The setting is just amazing, and its natural mouth is Sa Calobra, a round-stone small bay located in the middle of two mountains that will blow you mind. Surrounded by serious mountains, this place has a beautiful cove, a hidden beach and an incredible gorge. Despite all the visitors flocking here to view the stunning scenery, it is a pretty spectacular place.
The journey to Sa Calobra is as memorable as the bay itself. A twisting road around Puig Major plunges 800m in just 12km, turning 270 degrees at one point to loop under itself (a feature known as the “Knotted Tie”). A much better and easier approach is by boat from Port de Soller, passing genuinely isolated bays with an excellent view of Puig Major, albeit spoilt by the military installations on the summit of Mallorca’s highest mountain.

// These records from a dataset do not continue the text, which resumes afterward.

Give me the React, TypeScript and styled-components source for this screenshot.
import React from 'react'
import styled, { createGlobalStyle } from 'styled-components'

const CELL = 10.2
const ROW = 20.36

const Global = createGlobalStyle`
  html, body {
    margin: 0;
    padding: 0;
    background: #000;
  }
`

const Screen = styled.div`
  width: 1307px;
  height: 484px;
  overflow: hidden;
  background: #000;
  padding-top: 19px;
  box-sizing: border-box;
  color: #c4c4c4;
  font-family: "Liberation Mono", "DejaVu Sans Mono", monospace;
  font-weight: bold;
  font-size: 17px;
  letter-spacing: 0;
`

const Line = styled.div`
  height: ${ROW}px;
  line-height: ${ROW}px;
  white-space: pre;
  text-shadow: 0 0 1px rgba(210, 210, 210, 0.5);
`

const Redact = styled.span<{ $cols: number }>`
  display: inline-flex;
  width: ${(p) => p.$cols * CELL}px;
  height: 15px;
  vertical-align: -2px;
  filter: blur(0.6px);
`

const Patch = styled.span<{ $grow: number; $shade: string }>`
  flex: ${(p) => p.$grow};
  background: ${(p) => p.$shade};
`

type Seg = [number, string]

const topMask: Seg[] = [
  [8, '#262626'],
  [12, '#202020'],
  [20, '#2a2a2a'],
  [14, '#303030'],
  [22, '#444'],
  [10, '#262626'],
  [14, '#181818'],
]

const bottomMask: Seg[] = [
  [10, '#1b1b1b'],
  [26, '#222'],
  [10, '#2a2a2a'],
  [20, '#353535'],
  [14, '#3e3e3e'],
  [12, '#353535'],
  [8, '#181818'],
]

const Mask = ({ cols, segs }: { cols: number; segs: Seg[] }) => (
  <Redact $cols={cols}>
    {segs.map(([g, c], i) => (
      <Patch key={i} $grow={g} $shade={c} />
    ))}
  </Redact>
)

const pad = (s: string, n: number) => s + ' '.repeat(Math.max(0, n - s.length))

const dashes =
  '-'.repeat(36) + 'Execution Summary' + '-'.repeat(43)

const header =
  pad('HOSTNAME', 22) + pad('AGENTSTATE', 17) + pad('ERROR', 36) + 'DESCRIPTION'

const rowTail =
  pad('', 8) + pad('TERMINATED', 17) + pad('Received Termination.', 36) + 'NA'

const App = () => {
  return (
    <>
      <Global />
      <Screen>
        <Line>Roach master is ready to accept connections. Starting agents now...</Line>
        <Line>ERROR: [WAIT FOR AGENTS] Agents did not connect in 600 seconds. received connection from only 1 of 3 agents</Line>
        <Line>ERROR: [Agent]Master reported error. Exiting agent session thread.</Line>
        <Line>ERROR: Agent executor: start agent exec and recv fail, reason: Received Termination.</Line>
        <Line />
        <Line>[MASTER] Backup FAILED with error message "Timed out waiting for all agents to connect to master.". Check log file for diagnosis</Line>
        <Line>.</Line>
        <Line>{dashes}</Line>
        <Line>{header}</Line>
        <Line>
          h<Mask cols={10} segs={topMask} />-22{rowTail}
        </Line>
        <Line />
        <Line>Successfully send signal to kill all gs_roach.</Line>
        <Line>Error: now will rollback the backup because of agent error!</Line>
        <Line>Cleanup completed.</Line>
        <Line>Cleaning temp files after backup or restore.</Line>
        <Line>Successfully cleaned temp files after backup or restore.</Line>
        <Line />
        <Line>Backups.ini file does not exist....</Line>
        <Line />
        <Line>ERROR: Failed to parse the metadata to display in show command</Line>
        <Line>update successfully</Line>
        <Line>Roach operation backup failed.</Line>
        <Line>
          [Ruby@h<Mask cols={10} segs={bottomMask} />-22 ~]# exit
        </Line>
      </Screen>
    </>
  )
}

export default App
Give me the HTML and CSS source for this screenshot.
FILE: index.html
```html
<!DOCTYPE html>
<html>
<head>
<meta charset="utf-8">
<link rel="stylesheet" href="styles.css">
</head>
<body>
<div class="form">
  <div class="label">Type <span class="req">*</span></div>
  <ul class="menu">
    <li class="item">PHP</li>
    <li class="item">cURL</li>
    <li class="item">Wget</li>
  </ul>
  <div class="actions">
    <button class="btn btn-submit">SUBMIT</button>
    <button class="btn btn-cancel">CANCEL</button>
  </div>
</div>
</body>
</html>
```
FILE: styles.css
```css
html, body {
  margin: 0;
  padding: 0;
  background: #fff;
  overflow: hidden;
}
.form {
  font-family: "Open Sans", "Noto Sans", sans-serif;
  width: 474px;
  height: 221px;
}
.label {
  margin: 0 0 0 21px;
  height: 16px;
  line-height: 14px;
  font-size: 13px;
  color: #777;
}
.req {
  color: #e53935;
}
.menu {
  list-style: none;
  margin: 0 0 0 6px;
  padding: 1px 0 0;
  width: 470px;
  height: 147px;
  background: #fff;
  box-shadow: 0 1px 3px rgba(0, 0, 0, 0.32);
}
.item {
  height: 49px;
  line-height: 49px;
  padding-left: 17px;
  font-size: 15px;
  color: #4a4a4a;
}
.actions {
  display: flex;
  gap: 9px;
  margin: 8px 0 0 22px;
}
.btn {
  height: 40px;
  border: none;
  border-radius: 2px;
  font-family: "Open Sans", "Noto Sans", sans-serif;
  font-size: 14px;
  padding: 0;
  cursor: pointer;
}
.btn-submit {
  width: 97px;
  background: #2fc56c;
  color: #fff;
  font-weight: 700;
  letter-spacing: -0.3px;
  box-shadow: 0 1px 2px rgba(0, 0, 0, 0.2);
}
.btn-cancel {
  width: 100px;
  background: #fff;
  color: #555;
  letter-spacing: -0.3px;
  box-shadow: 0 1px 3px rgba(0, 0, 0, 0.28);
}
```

Once there, walk through 200m of tunnels to reach the Torrent de Pareis (“twin streams”), which begins several kilometres up in the mountains at the confluence of the torrents of Lluc and Gorg Blau. Up to 400m high and only 30m wide, with some sections never seeing daylight, this dramatic gorge culminates in a small pebble beach where you can picnic among the crowds. In summer, when the gorge is dry, you can hike inland between the cliffs; do not attempt this in winter.
A side turn off the road to Sa Calobra leads to Cala Tuent, a small cove with a sandy beach and a 13th-century church, Ermita de Sant Llorenc. Cala Tuent is likely to be quieter than Sa Calobra and is worth visiting for it’s lovely blue-green sea.